AI agents and operational workflows are becoming relevant in this layer. For example, an AI agent can review invoice discrepancies, compare them against supplier history, identify likely causes, and route the case to the correct approver with supporting evidence. Another agent might monitor inventory exceptions, correlate them with promotions and supplier delays, and recommend replenishment actions for planner review. These are useful patterns because they reduce cognitive load without removing accountability from process owners.
The implementation tradeoff is that orchestration requires disciplined integration design. Retailers need event triggers, API access, workflow engines, role-based permissions, and logging across ERP and adjacent systems. Without that foundation, AI outputs remain disconnected from execution. This is one reason why some organizations see more value from workflow redesign and integration cleanup before expanding model complexity.
A practical architecture view
- ERP as the transactional core and policy enforcement layer
- AI analytics platforms for predictive analytics, anomaly detection, and operational intelligence
- Workflow orchestration tools to route tasks, approvals, and exceptions
- AI agents for recommendation generation, summarization, and context-aware triage
- Data governance services for lineage, quality, access control, and retention
- Monitoring layers for model drift, workflow latency, and business KPI impact
Infrastructure, security, and compliance considerations
AI infrastructure considerations in retail are often underestimated because back office use cases appear less complex than customer-facing personalization. In reality, enterprise deployment requires secure integration with ERP, finance systems, HR platforms, supplier portals, and analytics environments. Retailers need to decide where models run, how data is segmented, how prompts or inputs are logged, and how outputs are retained for audit purposes. These decisions affect cost, latency, compliance, and vendor risk.
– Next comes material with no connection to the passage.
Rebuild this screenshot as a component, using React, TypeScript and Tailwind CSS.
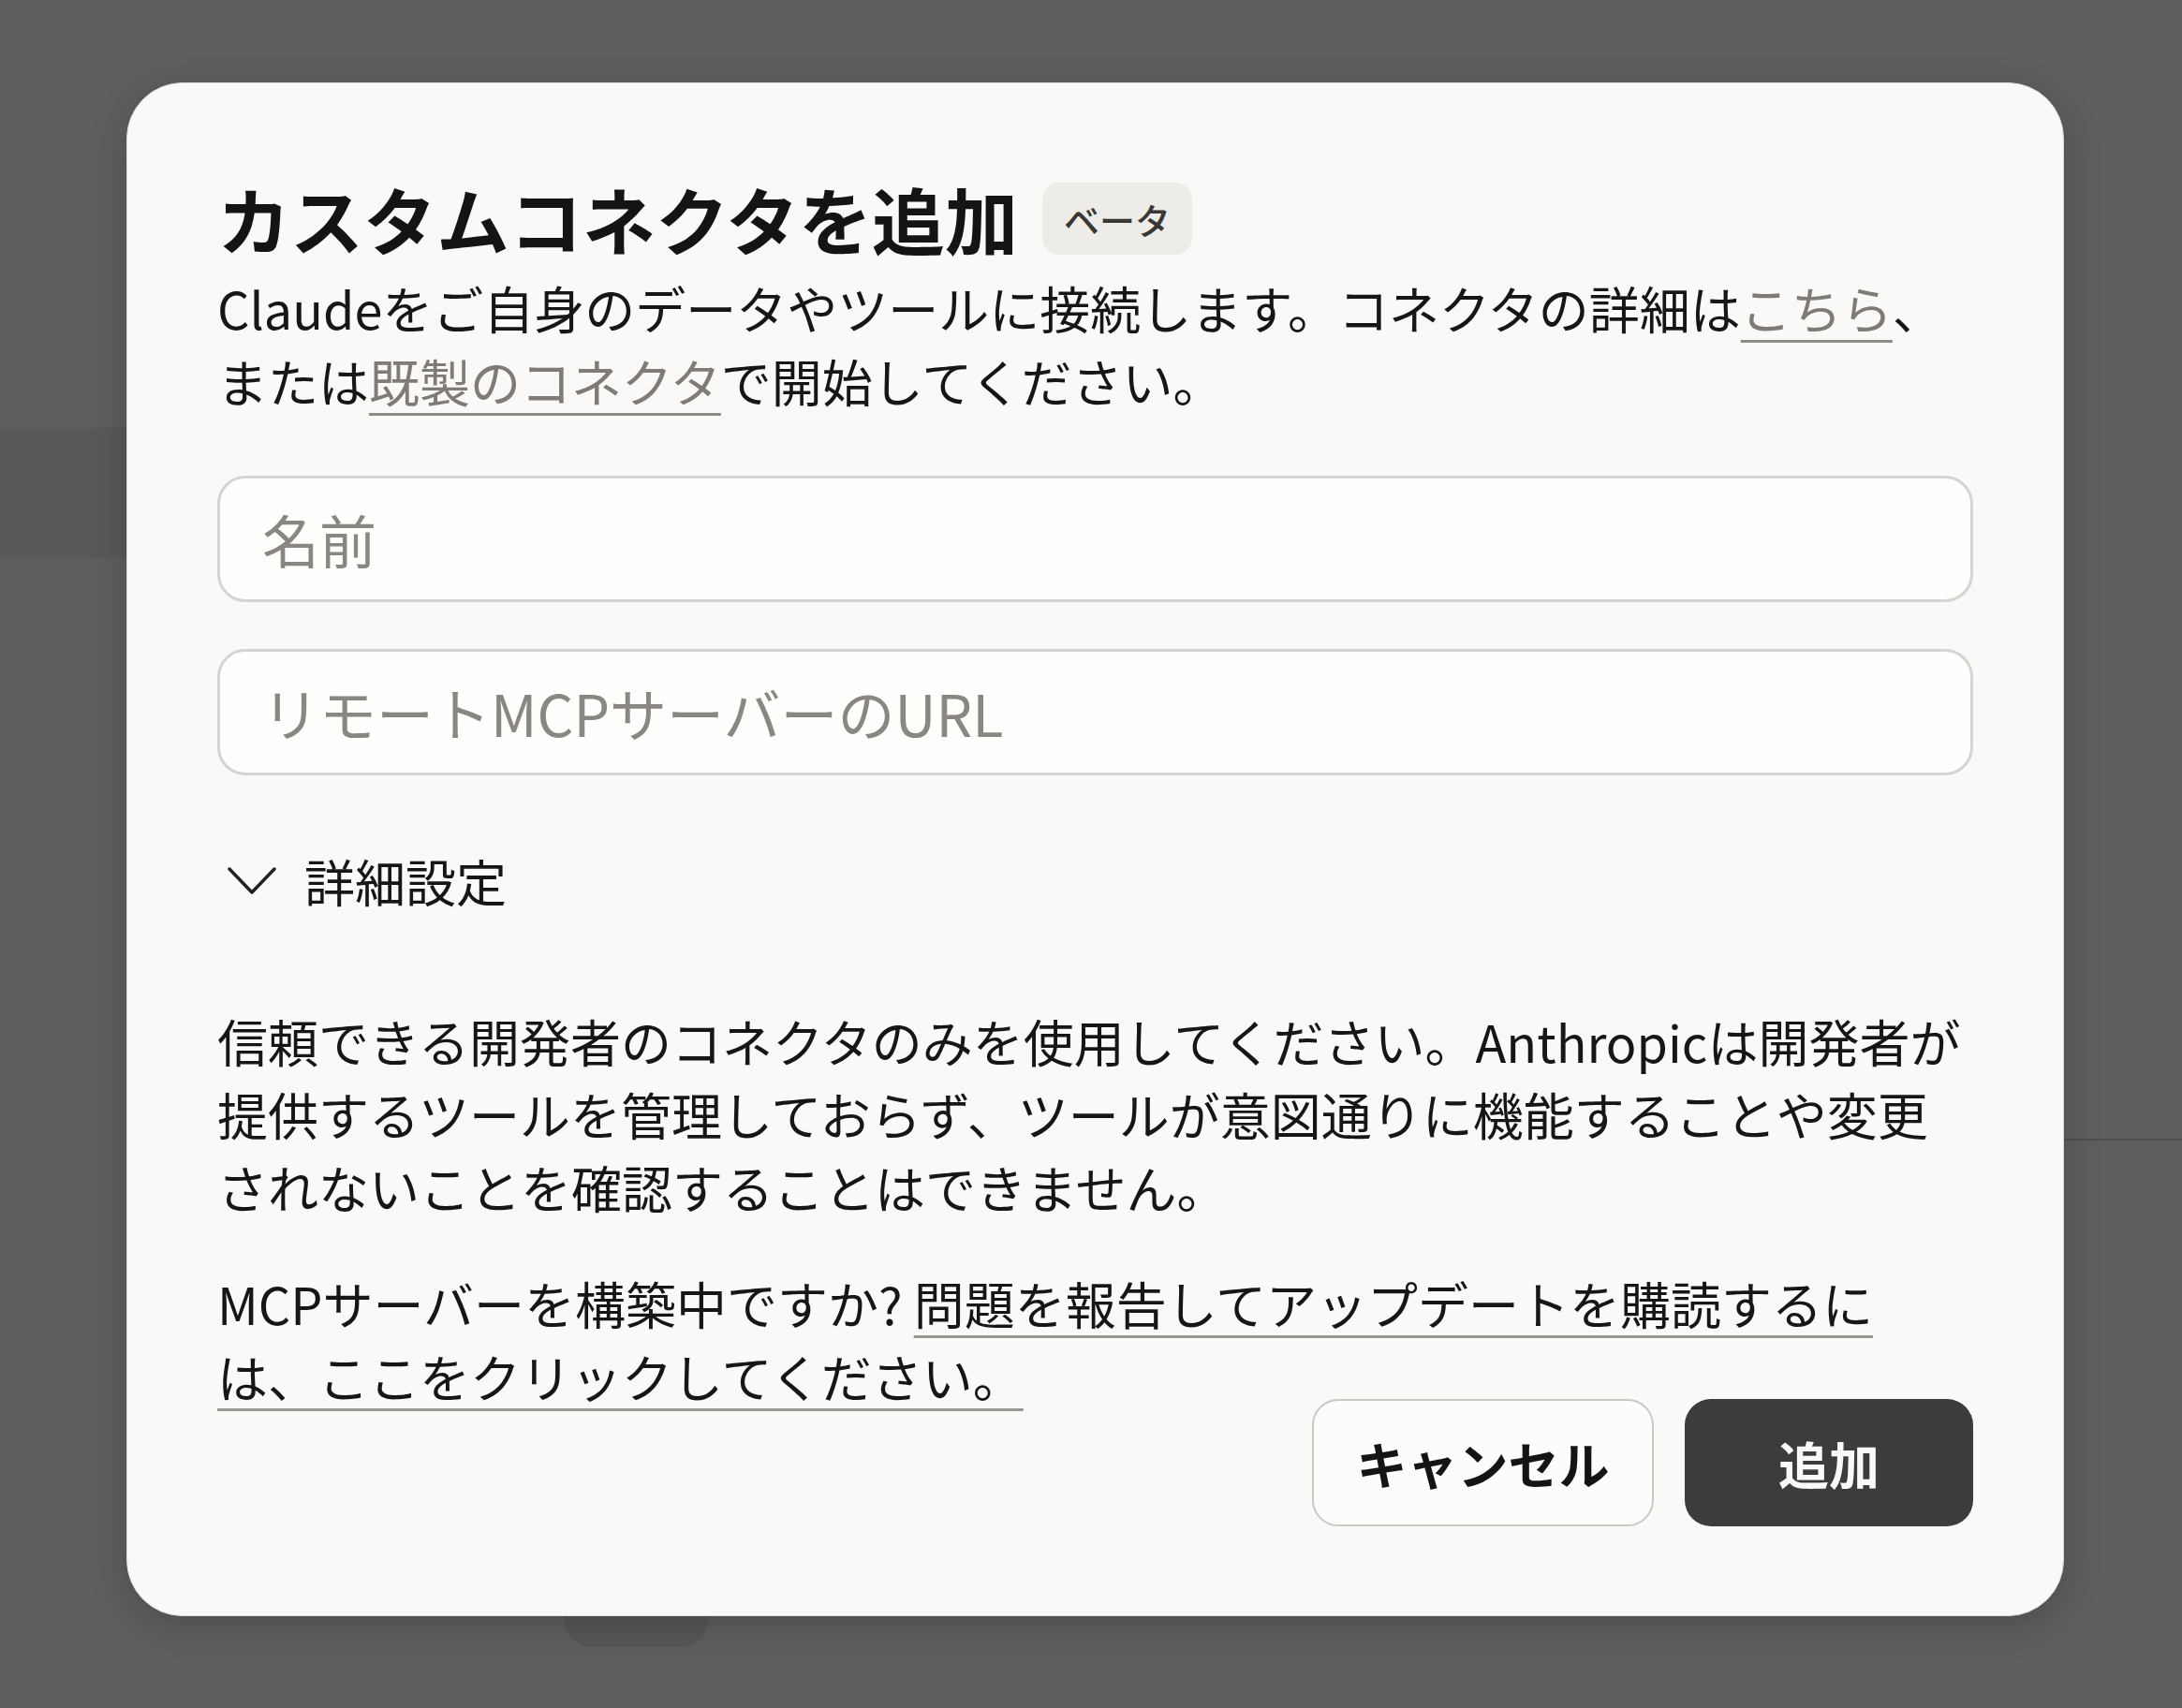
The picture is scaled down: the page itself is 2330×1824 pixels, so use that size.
import React from "react";

const font = { fontFamily: '"Noto Sans CJK JP", "Noto Sans", sans-serif' };

export default function App() {
  return (
    <div
      className="relative min-h-[1824px] overflow-hidden bg-[#5f5e5d] pt-[88px] pl-[135px] text-[#161615]"
      style={font}
    >
      {/* page behind the overlay */}
      <div className="absolute left-0 top-[457px] h-[138px] w-[135px] bg-[#5a5856]" />
      <div className="absolute right-0 top-[1216px] h-[2px] w-[126px] bg-[#4e4d4c]" />
      <div className="absolute left-[603px] top-[1690px] h-[67px] w-[153px] rounded-b-[30px] bg-[#585756] shadow-[0_1px_2px_rgba(0,0,0,0.15)]" />

      <div className="relative w-[2069px] rounded-[60px] border border-[#dcdad6] bg-[#faf9f7] px-[96px] pt-[96px] pb-[95px] shadow-[0_10px_40px_rgba(0,0,0,0.18)]">
        <div className="flex h-[96px] items-center gap-[26px]">
          <h1 className="text-[78px] font-bold leading-[96px] text-[#141413]">
            カスタムコネクタを追加
          </h1>
          <span className="flex h-[77px] items-center rounded-[18px] bg-[#eeece9] px-[23px] text-[38px] font-medium text-[#3a3835]">
            ベータ
          </span>
        </div>

        <p className="mt-[9px] text-[54px] leading-[78px]">
          Claudeをご自身のデータやツールに接続します。コネクタの詳細は
          <a className="text-[#7f7b76] underline decoration-[#8f8b86] decoration-[3px] underline-offset-[11px]">
            こちら
          </a>
          、<br />
          または
          <a className="text-[#7f7b76] underline decoration-[#8f8b86] decoration-[3px] underline-offset-[11px]">
            既製のコネクタ
          </a>
          で開始してください。
        </p>

        <div className="mt-[62px] flex flex-col gap-[50px]">
          <input
            placeholder="名前"
            className="h-[135px] w-full rounded-[30px] border-[3px] border-[#d6d4d0] bg-[#fefefd] px-[45px] text-[61px] outline-none placeholder:text-[#8a8681]"
          />
          <input
            placeholder="リモートMCPサーバーのURL"
            className="h-[135px] w-full rounded-[30px] border-[3px] border-[#d6d4d0] bg-[#fefefd] px-[45px] text-[61px] outline-none placeholder:text-[#8a8681]"
          />
        </div>

        <button className="mt-[74px] flex h-[78px] items-center gap-[30px] text-[54px] leading-[78px]">
          <svg width="52" height="30" viewBox="0 0 52 30" className="ml-[11px]" fill="none">
            <polyline points="2,2 26,27 50,2" stroke="#222221" strokeWidth="3.5" strokeLinecap="round" strokeLinejoin="round" />
          </svg>
          <span>詳細設定</span>
        </button>

        <p className="mt-[93px] text-[54px] leading-[78px]">
          信頼できる開発者のコネクタのみを使用してください。Anthropicは開発者が
          <br />
          提供するツールを管理しておらず、ツールが意図通りに機能することや変更
          <br />
          されないことを確認することはできません。
        </p>

        <p className="mt-[46px] text-[54px] leading-[78px]">
          MCPサーバーを構築中ですか?{" "}
          <a className="underline decoration-[#9a9792] decoration-[3px] underline-offset-[11px]">
            問題を報告してアップデートを購読するに
            <br />
            は、ここをクリックしてください。
          </a>
        </p>

        <div className="-mt-[15px] flex justify-end gap-[33px]">
          <button className="h-[136px] w-[365px] rounded-[28px] border-2 border-[#cbc8c4] bg-[#fdfcfb] text-[54px] font-bold text-[#141413]">
            キャンセル
          </button>
          <button className="h-[136px] w-[308px] rounded-[28px] bg-[#3d3c3a] text-[54px] font-bold text-[#faf9f7]">
            追加
          </button>
        </div>
      </div>
    </div>
  );
}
AI security and compliance should be designed into the operating model from the start. This includes role-based access, encryption, data minimization, approval controls for automated actions, and clear restrictions on what data can be used in external model environments. For retailers operating across jurisdictions, privacy and labor regulations may affect workforce analytics, employee scheduling recommendations, and customer-linked transaction analysis. Finance-related automations also need traceability to support internal controls and external audit requirements.
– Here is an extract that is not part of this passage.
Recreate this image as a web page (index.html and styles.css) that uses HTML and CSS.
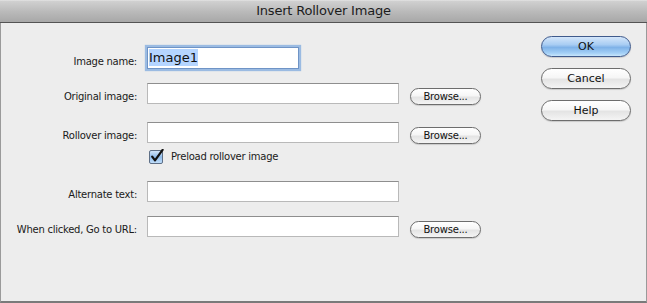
FILE: index.html
```html
<!DOCTYPE html>
<html lang="en">
<head>
    <meta charset="UTF-8">
    <meta name="viewport" content="width=device-width, initial-scale=1.0">
    <title>Insert Rollover Image</title>
    <link rel="stylesheet" href="styles.css">
</head>
<body>
    <div class="window">
        <div class="title-bar">Insert Rollover Image</div>

        <div class="content">
            <div class="form">
                <div class="row row-name">
                    <label class="label">Image name:</label>
                    <div class="field field-short focused"><span class="selected">Image1</span></div>
                </div>
                <div class="row row-original">
                    <label class="label">Original image:</label>
                    <div class="field"></div>
                    <button class="btn browse">Browse...</button>
                </div>
                <div class="row row-rollover">
                    <label class="label">Rollover image:</label>
                    <div class="field"></div>
                    <button class="btn browse">Browse...</button>
                </div>
                <div class="row row-check">
                    <div class="label"></div>
                    <div class="check">
                        <svg class="check-box" width="15" height="15" viewBox="0 0 15 15">
                            <defs>
                                <linearGradient id="cb" x1="0" y1="0" x2="0" y2="1">
                                    <stop offset="0" stop-color="#d6e8fb"/>
                                    <stop offset="0.5" stop-color="#8fbcec"/>
                                    <stop offset="1" stop-color="#c4e0fb"/>
                                </linearGradient>
                            </defs>
                            <rect x="0.5" y="1.5" width="13" height="13" rx="1.5" fill="url(#cb)" stroke="#5e6f86"/>
                            <path d="M3.2 7.6 L6 11.4 L13.6 0.8" fill="none" stroke="#111" stroke-width="2.2" stroke-linecap="round" stroke-linejoin="round"/>
                        </svg>
                        <span>Preload rollover image</span>
                    </div>
                </div>
                <div class="row row-alt">
                    <label class="label">Alternate text:</label>
                    <div class="field"></div>
                </div>
                <div class="row row-url">
                    <label class="label">When clicked, Go to URL:</label>
                    <div class="field"></div>
                    <button class="btn browse">Browse...</button>
                </div>
            </div>

            <div class="actions">
                <button class="btn action default">OK</button>
                <button class="btn action">Cancel</button>
                <button class="btn action">Help</button>
            </div>
        </div>
    </div>
</body>
</html>
```

FILE: styles.css
```css
body {
    margin: 0;
    background: #ececec;
    font-family: "DejaVu Sans", "Liberation Sans", sans-serif;
    font-size: 10px;
    color: #1a1a1a;
}

.window {
    width: 647px;
    height: 303px;
    box-sizing: border-box;
    display: flex;
    flex-direction: column;
    background: #ededed;
    border-left: 1px solid #9a9a9a;
    border-right: 1px solid #9a9a9a;
    border-bottom: 2px solid #7a7a7a;
}

.title-bar {
    height: 22px;
    line-height: 22px;
    text-align: center;
    font-size: 13px;
    letter-spacing: -0.2px;
    color: #1c1c1c;
    background: linear-gradient(#e6e6e6 0, #d0d0d0 6%, #b9b9b9 55%, #a8a8a8 100%);
    border-bottom: 1px solid #545454;
    margin: 0 -1px;
}

.content {
    flex: 1;
    display: flex;
}

.form {
    flex: 1;
    padding-top: 24px;
    letter-spacing: -0.25px;
}

.row {
    display: flex;
    align-items: flex-start;
}

.label {
    width: 136px;
    padding-right: 10px;
    text-align: right;
    line-height: 21px;
    padding-top: 3px;
    flex: none;
}

.field {
    width: 250px;
    height: 19px;
    background: #fff;
    border: 1px solid #b9b9b9;
    border-top-color: #8e8e8e;
    flex: none;
}

.field-short {
    width: 149px;
    height: 20px;
    font-size: 13px;
    line-height: 20px;
    letter-spacing: 0;
    padding-left: 1px;
    box-sizing: content-box;
}

.focused {
    border-color: #6f94c6;
    box-shadow: 0 0 1px 2px #9bbbe2;
}

.selected {
    background: #b5d5ff;
    color: #111;
    padding: 1px 0;
}

.row-name { height: 36px; }
.row-name .label { padding-top: 4px; }
.row-original { height: 39px; }
.row-rollover { height: 28px; }
.row-check { height: 31px; }
.row-alt { height: 35px; }

.btn {
    font-family: "DejaVu Sans", "Liberation Sans", sans-serif;
    color: #111;
    border: 1px solid #6d6d6d;
    border-radius: 10px;
    background: linear-gradient(#ffffff 0, #f6f6f6 45%, #e4e4e4 55%, #f4f4f4 100%);
    box-shadow: 0 1px 1px rgba(0, 0, 0, 0.15);
    padding: 0;
    cursor: default;
}

.browse {
    width: 71px;
    height: 17px;
    margin-left: 11px;
    margin-top: 5px;
    font-size: 10px;
    line-height: 14px;
    letter-spacing: -0.2px;
}

.check {
    display: flex;
    align-items: center;
    gap: 7px;
    margin-left: 2px;
    height: 15px;
    margin-top: -1px;
}

.actions {
    display: flex;
    flex-direction: column;
    gap: 11px;
    padding-top: 13px;
    margin-right: 15px;
}

.action {
    width: 90px;
    height: 21px;
    font-size: 11px;
    border-radius: 11px;
}

.default {
    border-color: #3f5a8c;
    background: linear-gradient(#d4e6fa 0, #a9cdf3 40%, #7fb2e8 55%, #a4d0f6 85%, #c8e6fb 100%);
}
```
A practical governance model separates low-risk recommendations from high-risk actions. For example, AI can summarize supplier disputes or flag suspicious returns with limited risk, while posting financial entries or changing procurement terms should require stronger controls. This tiered approach allows retailers to scale enterprise AI without treating every use case as equally sensitive.
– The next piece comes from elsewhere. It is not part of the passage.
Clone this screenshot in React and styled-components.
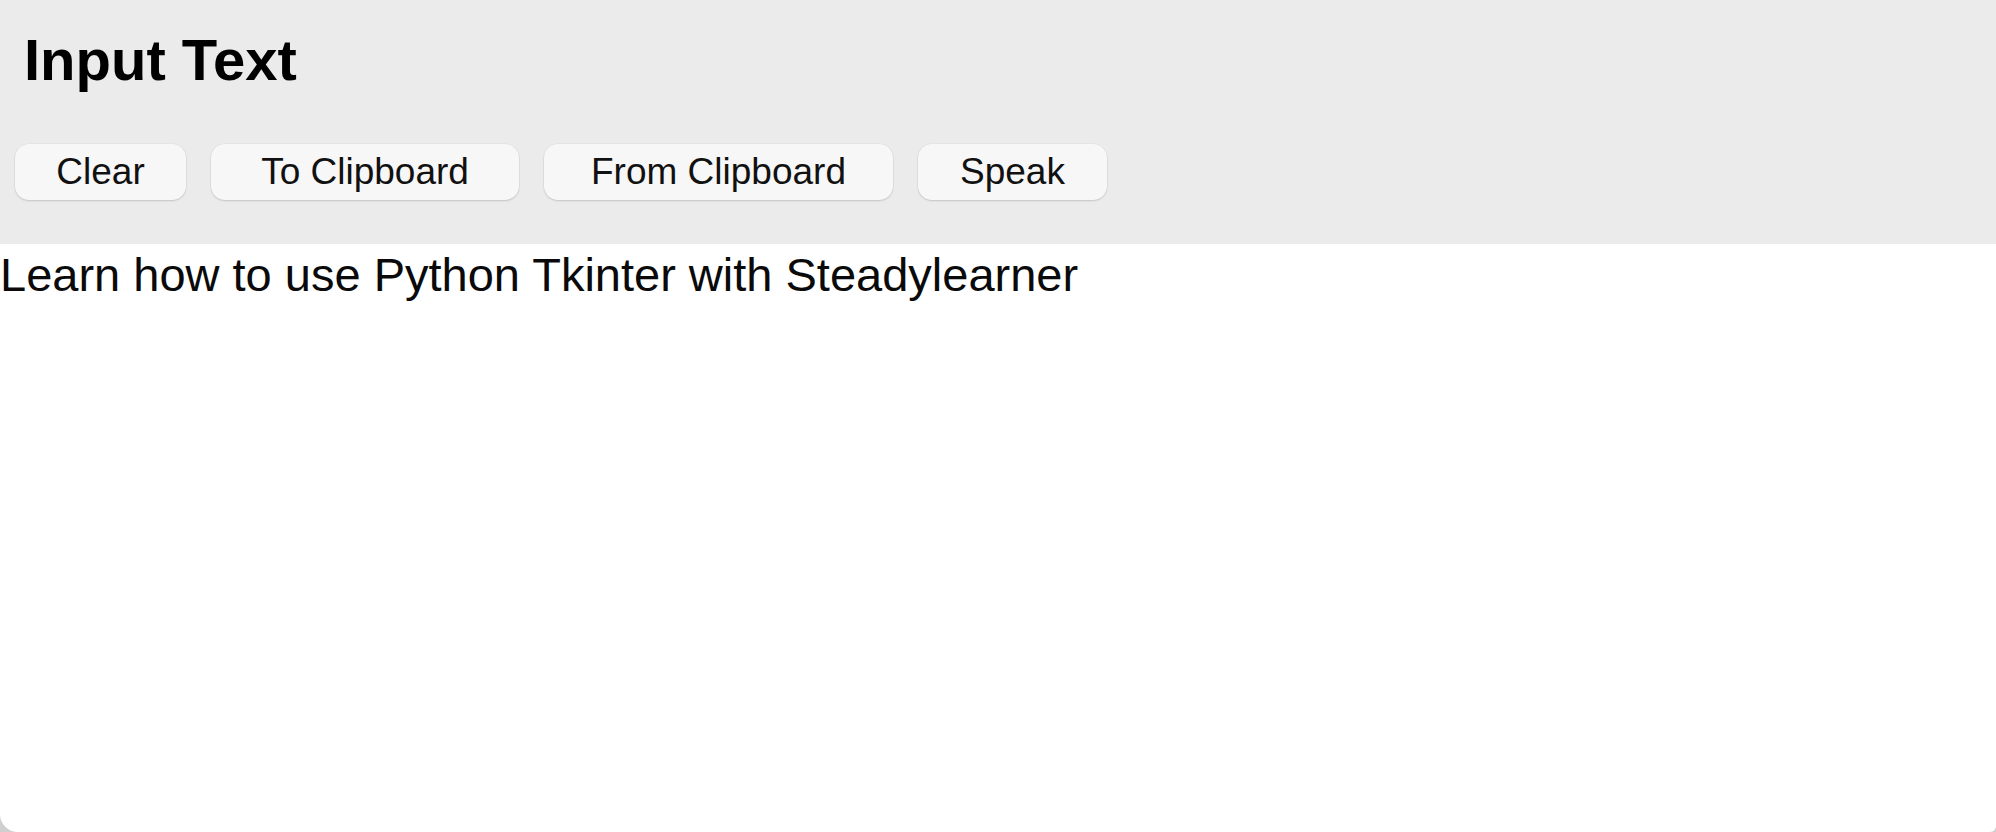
import React from "react";
import styled, { createGlobalStyle } from "styled-components";

const Global = createGlobalStyle`
  html, body { margin: 0; padding: 0; background: #cfcfcf; }
  body { font-family: "Liberation Sans", Arial, sans-serif; }
`;

const Window = styled.div`
  width: 1996px;
  height: 832px;
  display: flex;
  flex-direction: column;
  background: #ffffff;
  border-bottom-left-radius: 18px;
  border-bottom-right-radius: 6px;
  overflow: hidden;
`;

const Header = styled.div`
  background: #ebebeb;
  padding: 31px 0 44px 15px;
  display: flex;
  flex-direction: column;
  gap: 56px;
`;

const Title = styled.h1`
  margin: 0 0 0 9px;
  font-size: 58px;
  line-height: 57px;
  font-weight: 700;
  color: #000;
`;

const Toolbar = styled.div`
  display: flex;
  gap: 25px;
`;

const Button = styled.button`
  width: ${(p) => p.$w}px;
  height: 56px;
  padding: 0;
  border: none;
  border-radius: 14px;
  background: #f7f7f7;
  box-shadow: 0 1px 2px rgba(0, 0, 0, 0.14), 0 0 0 0.5px rgba(0, 0, 0, 0.05);
  font-family: "Liberation Sans", Arial, sans-serif;
  font-size: 37px;
  color: #111;
  display: flex;
  align-items: center;
  justify-content: center;
`;

const TextArea = styled.div`
  flex: 1;
  padding: 4px 0 0 0;
  font-size: 47px;
  line-height: 54px;
  color: #0a0a0a;
`;

export default function App() {
  return (
    <>
      <Global />
      <Window>
        <Header>
          <Title>Input Text</Title>
          <Toolbar>
            <Button $w={171}>Clear</Button>
            <Button $w={308}>To Clipboard</Button>
            <Button $w={349}>From Clipboard</Button>
            <Button $w={189}>Speak</Button>
          </Toolbar>
        </Header>
        <TextArea>Learn how to use Python Tkinter with Steadylearner</TextArea>
      </Window>
    </>
  );
}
How to build the business case without overstating ROI
Retail leaders should avoid business cases built only on labor reduction assumptions. The more durable case combines efficiency, control improvement, cycle-time reduction, and decision quality. In accounts payable, value may come from fewer exceptions, earlier discount capture, and improved audit readiness. In inventory operations, value may come from lower stock imbalances, reduced planner firefighting, and better service levels. In finance, AI-driven decision systems may improve variance analysis and accelerate close without reducing headcount immediately.
It is also important to account for implementation costs beyond software licensing. These include integration work, process redesign, data remediation, model tuning, governance setup, training, and ongoing monitoring. Enterprise AI scalability depends on these foundational investments. Retailers that ignore them often underestimate time to value and overestimate automation rates.
A disciplined approach is to start with one or two workflows where baseline metrics already exist, such as invoice cycle time, exception rate, planner workload, or reconciliation effort. Measure impact over a controlled period, validate user adoption, and only then expand. This creates a more credible path to operational automation than broad transformation claims without process evidence.
Metrics that matter
- Cycle-time reduction per workflow
- Exception rate before and after automation
- Manual touches per transaction
- Forecast accuracy or recommendation acceptance rate
- Audit findings or control exceptions
- Working capital, stock availability, or markdown impact where relevant
- User adoption and override frequency for AI recommendations
A phased decision framework for retail leaders
A practical decision framework starts with process selection, not model selection. Identify back office workflows where delays, errors, or poor visibility materially affect margin, service, or compliance. Then assess data readiness, ERP integration maturity, governance requirements, and change management capacity. Only after that should the organization choose AI methods, vendors, or agent patterns.
Phase one should focus on recommendation support and operational intelligence. This allows teams to validate predictive analytics, AI business intelligence, and workflow prioritization without giving the system full execution authority. Phase two can introduce controlled automation for low-risk actions such as routing, document classification, or standard approvals. Phase three is where AI agents can participate more directly in operational workflows, but only after controls, observability, and accountability are proven.
For retailers deciding whether to invest now or delay, the key is to separate strategic urgency from implementation readiness. If the operating pain is real and the process foundation is stable, investment is justified. If the process is fragmented, the data is unreliable, or governance is immature, delay is not inaction. It is a decision to sequence transformation correctly.
Executive takeaway
Retail AI-driven back office automation delivers the most value when it is treated as an operational design program anchored in ERP, workflow orchestration, and governance. Invest when the process is standardized, the data is usable, and the business case is tied to measurable operational outcomes. Delay when AI would sit on top of unresolved ERP, data, or control issues. In retail, disciplined sequencing usually outperforms aggressive automation.